If it's your own machine, but you just don't want others to know it's there you can probably accomplish this with multiple users and unix permissions. If you can't force others to use a separate login, you could make one for yourself just for playing the game, and make sure that the ownership of the folder that contains this folder isn't readable to anyone else, and the folder itself is not, etc.

Otherwise, i would write a shell script that moves the folder to a non-hidden place, runs it, then when the game exits, renames it somewhere hidden. EDIT: i don't know applescript well. There is assuredly a way to do what i suggested using applescript, but i know shell better, so i'd do it that way.

-Lee
 
I think it will make a difference.

If you are wanting to run it on a machine that isn't yours, you might consider putting it on a thumb drive or something, that way there's nothing to worry about, you just take it with you. Then you aren't using resources that aren't yours (i guess you're using the CPU time while you're playing, but unless the machine should be crunching numbers all the time, the owner probably won't notice they're missing).

If it's your own machine, but you just don't want others to know it's there you can probably accomplish this with multiple users and unix permissions. If you can't force others to use a separate login, you could make one for yourself just for playing the game, and make sure that the ownership of the folder that contains this folder isn't readable to anyone else, and the folder itself is not, etc.

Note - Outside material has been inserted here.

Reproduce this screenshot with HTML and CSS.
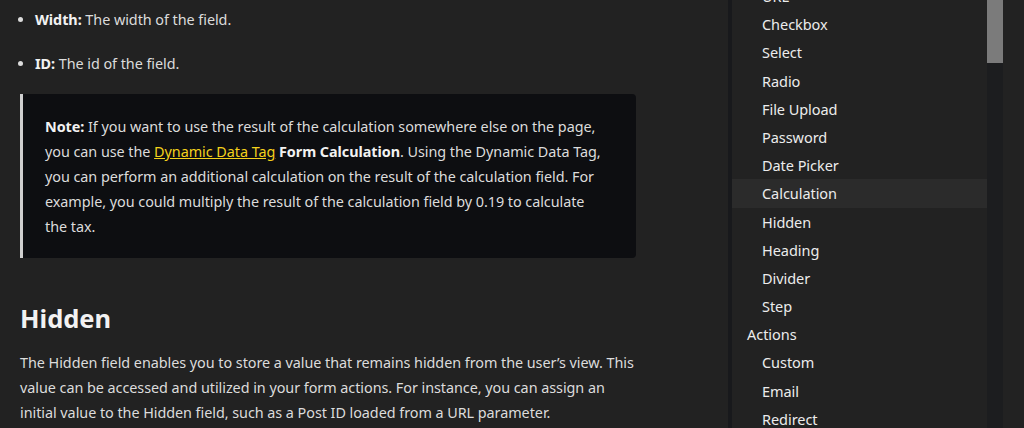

Otherwise, i would write a shell script that moves the folder to a non-hidden place, runs it, then when the game exits, renames it somewhere hidden. EDIT: i don't know applescript well. There is assuredly a way to do what i suggested using applescript, but i know shell better, so i'd do it that way.

-Lee

It's my own machine, and it has nothing to do with users. Please, I asked for what I want, I know what I'm doing. Also, mv /Users/user/path/to/.Halo /Users/user/Desktop doesn't work at all. I know mv is the code, the putting the path in doesn't work.
 
mkdir .hiddenfolder
cd .hiddenfolder
<create shell script, echome.sh, set to executable>
Contents:
Code:
echo "This is the hidden program"
cd
<create shell script, runecho.sh, set to executable>
Contents:
Code:
mv .hiddenfolder nothiddenfolder
. ./nothiddenfolder/echome.sh
mv nothiddenfolder .hiddenfolder

When runecho.sh is run, it moves the hidden folder to a non-hidden folder, then runs the program, then moves the folder back to hidden.

-Lee
 
mkdir .hiddenfolder
cd .hiddenfolder
<create shell script, echome.sh, set to executable>
Contents:
Code:
echo "This is the hidden program"
cd
<create shell script, runecho.sh, set to executable>
Contents:
Code:
mv .hiddenfolder nothiddenfolder
. ./nothiddenfolder/echome.sh
mv nothiddenfolder .hiddenfolder

When runecho.sh is run, it moves the hidden folder to a non-hidden folder, then runs the program, then moves the folder back to hidden.

-Lee

Is there a way to do this via Applescript though?
 
Is there a way to do this via Applescript though?

Yes, something like:

Code:
on run

do shell script "mv ~/path/to/.Halo ~/Desktop"

end run

MRoogle "do shell script" and you should see plenty of examples here.

And you may need to replace the /'s to //'s because AS uses the slash like an escape character.